RICHMOND, Va. (WAVY) – Prosecutors filed paperwork late Tuesday, opposing a request from Bob McDonnell’s attorneys to keep the former governor out of prison.

This summer, a jury found McDonnell and his wife, Maureen, guilty of taking thousands of dollars in gifts and loans from businessman Jonnie Williams in exchange for promoting his products.

Earlier this month, McDonnell’s defense team started a letter-writing campaign to U.S. District Judge James Spencer, asking him to sentence their client to three years of unpaid community service instead of jail time.

Document: Response to Bob McDonnell’s sentencing position 

According to paperwork filed by the prosecution, since his conviction, Bob McDonnell has worked as a consultant, making $7,500 a month. He has a total monthly income of more than $12,000, the court documents said.

Last week, McDonnell’s attorneys filed hundreds of pages of letters from friends, family, community leaders and public officials.
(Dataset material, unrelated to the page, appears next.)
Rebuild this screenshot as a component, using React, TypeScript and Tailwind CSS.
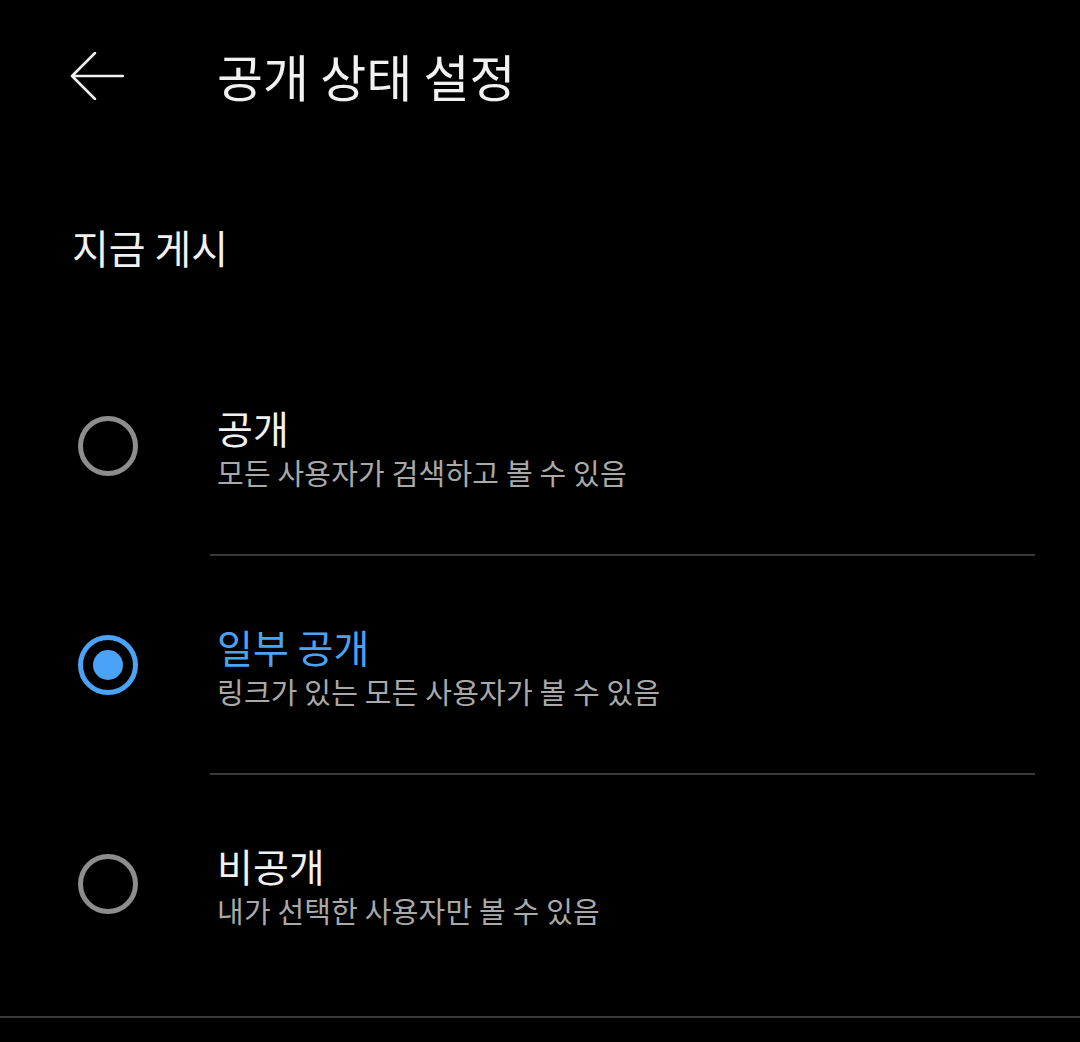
const font = { fontFamily: '"Noto Sans CJK KR", "Noto Sans", sans-serif' };

const options = [
  { title: '공개', desc: '모든 사용자가 검색하고 볼 수 있음', selected: false },
  { title: '일부 공개', desc: '링크가 있는 모든 사용자가 볼 수 있음', selected: true },
  { title: '비공개', desc: '내가 선택한 사용자만 볼 수 있음', selected: false },
];

const Radio = ({ on }: { on: boolean }) =>
  on ? (
    <div className="w-[60px] h-[60px] rounded-full border-[5px] border-[#4aa3f7] flex items-center justify-center">
      <div className="w-[30px] h-[30px] rounded-full bg-[#4aa3f7]" />
    </div>
  ) : (
    <div className="w-[60px] h-[60px] rounded-full border-[5px] border-[#8d8d8d]" />
  );

export default function App() {
  return (
    <div className="w-[1080px] h-[1042px] bg-black text-[#f1f1f1] overflow-hidden" style={font}>
      {/* header */}
      <div className="h-[152px] flex items-center">
        <div className="w-[217px] pl-[70px] flex items-center">
          <svg width="54" height="48" viewBox="0 0 54 48" fill="none">
            <path d="M2 24 H53 M25 1 L2 24 L25 47" stroke="#f1f1f1" strokeWidth="2.5" strokeLinecap="round" strokeLinejoin="round" />
          </svg>
        </div>
        <h1 className="text-[50px] leading-none font-normal -mt-[2px]">공개 상태 설정</h1>
      </div>

      {/* section label */}
      <div className="h-[185px] pl-[72px] pt-[72px]">
        <div className="text-[40px] leading-[46px]">지금 게시</div>
      </div>

      {/* options */}
      {options.map((o, i) => (
        <div key={o.title}>
          <div className="h-[217px] flex items-center">
            <div className="w-[217px] pl-[78px]">
              <Radio on={o.selected} />
            </div>
            <div className="flex flex-col gap-[4px] pt-[3px]">
              <div className={`text-[39px] leading-[46px] ${o.selected ? 'text-[#4aa3f7]' : 'text-[#f1f1f1]'}`}>
                {o.title}
              </div>
              <div className="text-[29px] leading-[36px] tracking-[0.2px] text-[#a9a9a9]">{o.desc}</div>
            </div>
          </div>
          {i < options.length - 1 && <div className="ml-[210px] mr-[45px] h-[2px] bg-[#3a3a3a]" />}
        </div>
      ))}

      <div className="mt-[24px] h-[2px] bg-[#3a3a3a]" />
    </div>
  );
}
They were all in support of the former governor, describing his history of public service and his character. But in paperwork filed this week, prosecutors argued, “The fact that the defendant was able to procure 440 letters in support is not insignificant, but there are approximately 8.26 million residents in Virginia, and the defendant violated his duty of honest services to each and every one of them.”
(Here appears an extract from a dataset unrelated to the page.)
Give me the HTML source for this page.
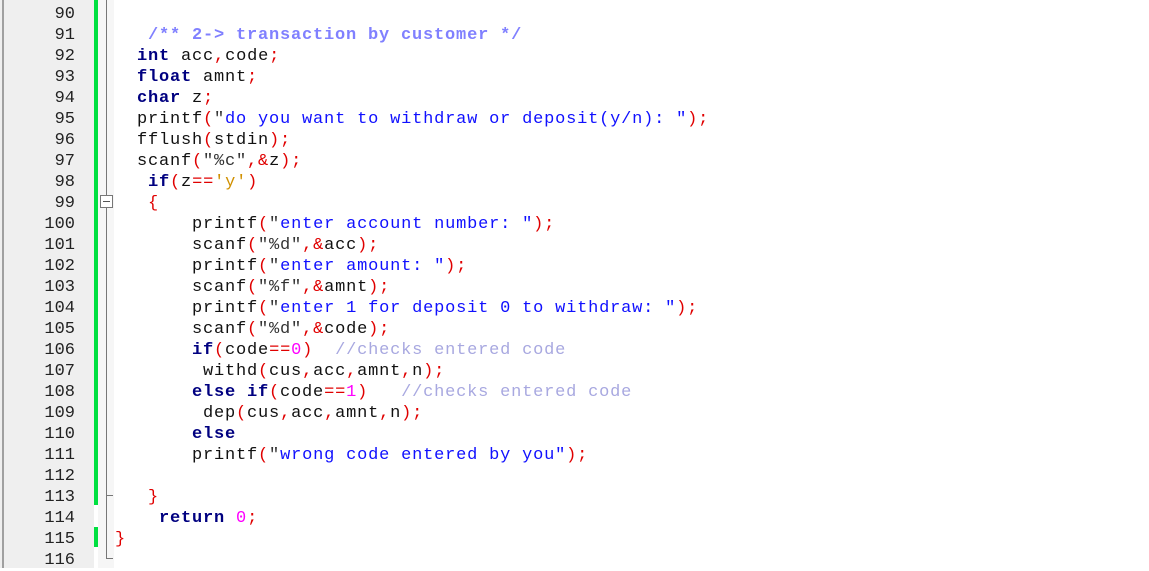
<!DOCTYPE html>
<html><head><meta charset="utf-8"><style>
html,body{margin:0;padding:0;width:1149px;height:568px;overflow:hidden;background:#fff;}
#gut{position:absolute;left:0;top:0;width:94px;height:568px;background:#efefef;}
#gb{position:absolute;left:2px;top:0;width:2px;height:568px;background:#a0a0a0;}
#fold{position:absolute;left:98px;top:0;width:16px;height:568px;background:#f6f6f6;}
.g{position:absolute;left:94px;width:4px;background:#00e040;}
#t{position:absolute;left:0;top:2px;width:1149px;height:568px;}
.num{position:absolute;left:0;width:75px;text-align:right;font:17px "Liberation Mono",monospace;letter-spacing:0px;color:#222;line-height:21px;}
.ln{position:absolute;left:115px;font:17px "Liberation Mono",monospace;letter-spacing:0.8px;line-height:21px;white-space:pre;color:#111;}
.k{color:#000080;font-weight:bold}
.p{color:#e00000}
.s{color:#1010ff}
.n{color:#ff00ff}
.c{color:#8080ff;font-weight:bold}
.cm{color:#a8a8e0}
.ch{color:#d09000}
.q{color:#333}
</style></head><body>
<div id="gut"></div><div id="gb"></div><div id="fold"></div>
<div class="g" style="top:0;height:505px"></div>
<div class="g" style="top:527px;height:20px"></div>
<div style="position:absolute;left:106px;top:0;width:1px;height:195px;background:#777"></div>
<div style="position:absolute;left:100px;top:195px;width:11px;height:11px;border:1px solid #777;background:#fff"></div>
<div style="position:absolute;left:103px;top:201px;width:7px;height:1px;background:#555"></div>
<div style="position:absolute;left:106px;top:208px;width:1px;height:350px;background:#777"></div>
<div style="position:absolute;left:106px;top:495px;width:7px;height:1px;background:#777"></div>
<div style="position:absolute;left:106px;top:558px;width:7px;height:1px;background:#777"></div>
<div id="t">
<div class="num" style="top:2px">90</div>
<div class="num" style="top:23px">91</div>
<div class="num" style="top:44px">92</div>
<div class="num" style="top:65px">93</div>
<div class="num" style="top:86px">94</div>
<div class="num" style="top:107px">95</div>
<div class="num" style="top:128px">96</div>
<div class="num" style="top:149px">97</div>
<div class="num" style="top:170px">98</div>
<div class="num" style="top:191px">99</div>
<div class="num" style="top:212px">100</div>
<div class="num" style="top:233px">101</div>
<div class="num" style="top:254px">102</div>
<div class="num" style="top:275px">103</div>
<div class="num" style="top:296px">104</div>
<div class="num" style="top:317px">105</div>
<div class="num" style="top:338px">106</div>
<div class="num" style="top:359px">107</div>
<div class="num" style="top:380px">108</div>
<div class="num" style="top:401px">109</div>
<div class="num" style="top:422px">110</div>
<div class="num" style="top:443px">111</div>
<div class="num" style="top:464px">112</div>
<div class="num" style="top:485px">113</div>
<div class="num" style="top:506px">114</div>
<div class="num" style="top:527px">115</div>
<div class="num" style="top:548px">116</div>

<div class="ln" style="top:23px">   <span class="c">/** 2-&gt; transaction by customer */</span></div>
<div class="ln" style="top:44px">  <span class="k">int</span> acc<span class="p">,</span>code<span class="p">;</span></div>
<div class="ln" style="top:65px">  <span class="k">float</span> amnt<span class="p">;</span></div>
<div class="ln" style="top:86px">  <span class="k">char</span> z<span class="p">;</span></div>
<div class="ln" style="top:107px">  printf<span class="p">(</span><span class="q">"</span><span class="s">do you want to withdraw or deposit(y/n): "</span><span class="p">);</span></div>
<div class="ln" style="top:128px">  fflush<span class="p">(</span>stdin<span class="p">);</span></div>
<div class="ln" style="top:149px">  scanf<span class="p">(</span><span class="q">"%c"</span><span class="p">,&amp;</span>z<span class="p">);</span></div>
<div class="ln" style="top:170px">   <span class="k">if</span><span class="p">(</span>z<span class="p">==</span><span class="ch">'y'</span><span class="p">)</span></div>
<div class="ln" style="top:191px">   <span class="p">{</span></div>
<div class="ln" style="top:212px">       printf<span class="p">(</span><span class="q">"</span><span class="s">enter account number: "</span><span class="p">);</span></div>
<div class="ln" style="top:233px">       scanf<span class="p">(</span><span class="q">"%d"</span><span class="p">,&amp;</span>acc<span class="p">);</span></div>
<div class="ln" style="top:254px">       printf<span class="p">(</span><span class="q">"</span><span class="s">enter amount: "</span><span class="p">);</span></div>
<div class="ln" style="top:275px">       scanf<span class="p">(</span><span class="q">"%f"</span><span class="p">,&amp;</span>amnt<span class="p">);</span></div>
<div class="ln" style="top:296px">       printf<span class="p">(</span><span class="q">"</span><span class="s">enter 1 for deposit 0 to withdraw: "</span><span class="p">);</span></div>
<div class="ln" style="top:317px">       scanf<span class="p">(</span><span class="q">"%d"</span><span class="p">,&amp;</span>code<span class="p">);</span></div>
<div class="ln" style="top:338px">       <span class="k">if</span><span class="p">(</span>code<span class="p">==</span><span class="n">0</span><span class="p">)</span>  <span class="cm">//checks entered code</span></div>
<div class="ln" style="top:359px">        withd<span class="p">(</span>cus<span class="p">,</span>acc<span class="p">,</span>amnt<span class="p">,</span>n<span class="p">);</span></div>
<div class="ln" style="top:380px">       <span class="k">else if</span><span class="p">(</span>code<span class="p">==</span><span class="n">1</span><span class="p">)</span>   <span class="cm">//checks entered code</span></div>
<div class="ln" style="top:401px">        dep<span class="p">(</span>cus<span class="p">,</span>acc<span class="p">,</span>amnt<span class="p">,</span>n<span class="p">);</span></div>
<div class="ln" style="top:422px">       <span class="k">else</span></div>
<div class="ln" style="top:443px">       printf<span class="p">(</span><span class="q">"</span><span class="s">wrong code entered by you"</span><span class="p">);</span></div>
<div class="ln" style="top:485px">   <span class="p">}</span></div>
<div class="ln" style="top:506px">    <span class="k">return</span> <span class="n">0</span><span class="p">;</span></div>
<div class="ln" style="top:527px"><span class="p">}</span></div>
</div>
</body></html>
Prosecutors called McDonnell’s testimony about his troubled marriage “salacious” and said an attempt to place blame on his wife became “gratuitous” at times. They said, “His nearly thousand-page set of sentencing materials underscores the fact that the defendant still does not believe that he committed a crime, has not expressed any contrition for his crimes, and will not relent in shifting blame for his own actions to others.”
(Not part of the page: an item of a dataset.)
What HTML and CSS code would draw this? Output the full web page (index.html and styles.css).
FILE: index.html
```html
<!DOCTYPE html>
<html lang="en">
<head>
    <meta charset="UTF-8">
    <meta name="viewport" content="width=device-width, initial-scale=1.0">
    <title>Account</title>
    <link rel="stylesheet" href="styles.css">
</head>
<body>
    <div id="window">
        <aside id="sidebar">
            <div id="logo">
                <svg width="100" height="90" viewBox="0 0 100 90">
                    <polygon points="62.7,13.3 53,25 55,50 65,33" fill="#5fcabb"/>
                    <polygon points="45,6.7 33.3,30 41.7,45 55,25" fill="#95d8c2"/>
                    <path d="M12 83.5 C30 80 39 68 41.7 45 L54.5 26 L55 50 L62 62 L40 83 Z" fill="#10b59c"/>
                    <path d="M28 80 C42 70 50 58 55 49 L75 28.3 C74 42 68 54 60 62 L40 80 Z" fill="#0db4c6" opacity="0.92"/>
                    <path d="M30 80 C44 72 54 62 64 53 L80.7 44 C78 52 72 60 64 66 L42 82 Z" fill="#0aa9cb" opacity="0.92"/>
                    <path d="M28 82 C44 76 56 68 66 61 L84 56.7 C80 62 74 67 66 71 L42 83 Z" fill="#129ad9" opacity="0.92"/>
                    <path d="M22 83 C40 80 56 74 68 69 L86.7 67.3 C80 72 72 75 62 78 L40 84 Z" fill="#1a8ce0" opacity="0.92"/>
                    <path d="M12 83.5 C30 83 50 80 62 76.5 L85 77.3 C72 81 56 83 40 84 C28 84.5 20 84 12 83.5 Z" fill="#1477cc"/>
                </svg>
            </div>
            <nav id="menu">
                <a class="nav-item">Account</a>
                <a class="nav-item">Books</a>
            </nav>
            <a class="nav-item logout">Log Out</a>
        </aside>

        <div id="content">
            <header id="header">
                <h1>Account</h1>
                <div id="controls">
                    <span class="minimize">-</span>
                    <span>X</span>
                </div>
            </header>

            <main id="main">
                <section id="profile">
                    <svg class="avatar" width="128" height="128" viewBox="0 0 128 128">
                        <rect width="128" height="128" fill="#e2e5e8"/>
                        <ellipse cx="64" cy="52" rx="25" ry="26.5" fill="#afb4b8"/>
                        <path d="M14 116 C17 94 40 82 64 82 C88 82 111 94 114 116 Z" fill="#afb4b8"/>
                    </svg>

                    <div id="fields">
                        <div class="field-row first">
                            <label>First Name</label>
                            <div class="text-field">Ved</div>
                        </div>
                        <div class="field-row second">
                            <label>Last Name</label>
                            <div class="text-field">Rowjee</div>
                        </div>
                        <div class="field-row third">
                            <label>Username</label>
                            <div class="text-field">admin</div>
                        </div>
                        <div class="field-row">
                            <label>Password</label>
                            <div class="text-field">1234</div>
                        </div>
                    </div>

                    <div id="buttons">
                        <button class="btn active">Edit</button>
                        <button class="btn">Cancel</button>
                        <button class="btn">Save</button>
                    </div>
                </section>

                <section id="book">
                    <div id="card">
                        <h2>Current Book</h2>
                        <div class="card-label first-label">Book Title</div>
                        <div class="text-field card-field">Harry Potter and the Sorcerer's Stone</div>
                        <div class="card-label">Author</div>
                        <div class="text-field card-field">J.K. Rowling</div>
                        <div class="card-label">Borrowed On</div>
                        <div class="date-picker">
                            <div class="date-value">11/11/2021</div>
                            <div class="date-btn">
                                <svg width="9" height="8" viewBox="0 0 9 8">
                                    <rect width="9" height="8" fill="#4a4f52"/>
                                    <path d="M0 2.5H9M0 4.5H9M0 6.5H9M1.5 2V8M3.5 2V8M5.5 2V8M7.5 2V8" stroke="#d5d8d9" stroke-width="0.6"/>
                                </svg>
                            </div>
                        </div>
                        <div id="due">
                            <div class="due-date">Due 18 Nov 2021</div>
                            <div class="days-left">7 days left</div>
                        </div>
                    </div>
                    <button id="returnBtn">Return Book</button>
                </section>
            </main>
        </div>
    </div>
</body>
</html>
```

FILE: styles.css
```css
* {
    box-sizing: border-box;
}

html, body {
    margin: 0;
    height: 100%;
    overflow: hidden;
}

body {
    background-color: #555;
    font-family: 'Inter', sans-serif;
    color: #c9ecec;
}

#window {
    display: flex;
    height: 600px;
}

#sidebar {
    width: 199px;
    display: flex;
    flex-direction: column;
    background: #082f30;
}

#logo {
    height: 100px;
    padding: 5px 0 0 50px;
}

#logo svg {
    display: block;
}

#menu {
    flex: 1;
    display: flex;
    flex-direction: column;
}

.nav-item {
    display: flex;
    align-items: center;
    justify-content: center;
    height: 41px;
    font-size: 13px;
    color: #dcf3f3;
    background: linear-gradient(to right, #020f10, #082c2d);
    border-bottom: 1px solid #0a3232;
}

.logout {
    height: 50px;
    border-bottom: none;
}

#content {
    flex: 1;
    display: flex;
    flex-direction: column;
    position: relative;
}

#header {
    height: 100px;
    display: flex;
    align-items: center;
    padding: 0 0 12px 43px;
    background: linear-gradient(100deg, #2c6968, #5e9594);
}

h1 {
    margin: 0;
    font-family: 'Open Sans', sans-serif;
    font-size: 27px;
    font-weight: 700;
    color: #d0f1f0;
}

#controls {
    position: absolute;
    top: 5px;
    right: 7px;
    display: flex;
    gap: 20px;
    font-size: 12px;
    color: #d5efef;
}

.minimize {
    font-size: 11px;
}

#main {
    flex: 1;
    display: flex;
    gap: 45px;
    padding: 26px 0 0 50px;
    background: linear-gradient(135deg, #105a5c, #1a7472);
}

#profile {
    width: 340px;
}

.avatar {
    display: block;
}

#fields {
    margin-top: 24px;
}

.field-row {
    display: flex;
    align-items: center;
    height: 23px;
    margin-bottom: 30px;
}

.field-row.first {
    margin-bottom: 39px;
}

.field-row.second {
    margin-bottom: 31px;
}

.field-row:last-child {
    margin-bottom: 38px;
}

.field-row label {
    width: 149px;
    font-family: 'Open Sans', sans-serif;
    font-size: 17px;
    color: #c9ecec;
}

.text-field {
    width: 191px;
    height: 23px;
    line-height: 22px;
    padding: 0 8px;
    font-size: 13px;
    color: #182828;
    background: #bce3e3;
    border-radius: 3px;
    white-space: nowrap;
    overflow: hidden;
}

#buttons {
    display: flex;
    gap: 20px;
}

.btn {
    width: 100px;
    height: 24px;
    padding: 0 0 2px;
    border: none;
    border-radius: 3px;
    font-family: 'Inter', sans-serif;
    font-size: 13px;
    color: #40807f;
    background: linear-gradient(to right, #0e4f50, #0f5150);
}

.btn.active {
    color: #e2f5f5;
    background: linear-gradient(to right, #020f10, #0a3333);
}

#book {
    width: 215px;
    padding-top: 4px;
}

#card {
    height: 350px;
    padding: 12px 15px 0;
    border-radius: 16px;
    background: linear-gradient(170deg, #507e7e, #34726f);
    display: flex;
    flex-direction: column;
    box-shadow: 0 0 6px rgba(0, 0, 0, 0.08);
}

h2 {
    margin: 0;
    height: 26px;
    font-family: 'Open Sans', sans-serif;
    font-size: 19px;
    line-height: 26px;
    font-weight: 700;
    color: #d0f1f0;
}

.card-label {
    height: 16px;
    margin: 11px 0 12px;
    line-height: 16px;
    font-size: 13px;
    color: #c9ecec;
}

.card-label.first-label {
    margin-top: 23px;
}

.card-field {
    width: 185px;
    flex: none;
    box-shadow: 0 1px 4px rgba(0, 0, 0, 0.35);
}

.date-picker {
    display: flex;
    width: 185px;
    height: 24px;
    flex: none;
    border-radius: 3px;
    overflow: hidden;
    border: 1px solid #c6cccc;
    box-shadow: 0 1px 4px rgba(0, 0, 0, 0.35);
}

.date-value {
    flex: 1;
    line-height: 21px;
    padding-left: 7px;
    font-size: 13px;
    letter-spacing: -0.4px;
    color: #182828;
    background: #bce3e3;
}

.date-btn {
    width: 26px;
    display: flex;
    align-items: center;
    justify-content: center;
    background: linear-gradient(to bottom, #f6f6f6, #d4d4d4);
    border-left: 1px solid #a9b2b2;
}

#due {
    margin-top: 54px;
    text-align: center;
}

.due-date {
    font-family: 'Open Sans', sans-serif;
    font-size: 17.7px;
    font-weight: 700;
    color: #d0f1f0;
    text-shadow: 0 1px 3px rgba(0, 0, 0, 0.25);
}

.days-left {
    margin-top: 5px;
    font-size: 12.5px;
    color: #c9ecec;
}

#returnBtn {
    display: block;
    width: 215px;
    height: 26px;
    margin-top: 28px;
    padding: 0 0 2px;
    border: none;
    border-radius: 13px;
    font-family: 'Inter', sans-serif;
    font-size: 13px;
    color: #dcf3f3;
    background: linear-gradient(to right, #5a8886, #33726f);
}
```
In paperwork filed the same day, McDonnell’s defense attorneys said, “The Government’s attempt to turn Mr. McDonnell into some kind of rapacious caricature of a greedy politician in order to make its requested sentence sound reasonable itself confirms the manifest injustice such a sentence would represent.”

McDonnell’s attorneys said sending him to prison would only add to the suffering of his family and that “Mr. McDonnell has shown contrition for his poor judgment since well before the indictment, and he continued to do so at trial.”

In their argument this week, prosecutors also brought up the bribery conviction of former delegate Phillip Hamilton, and said that on the day of Hamilton’s sentencing, McDonnell said it was a reminder that no one is above the law. Prosecutors said the court’s sentence in McDonnell’s case should be a reminder of that too.

WAVY News left messages for prosecutors and defense attorneys about the latest filings, but they did not respond.

Bob McDonnell will be sentenced January 6 in Richmond on 11 counts. Maureen McDonnell faces sentencing on eight counts in February.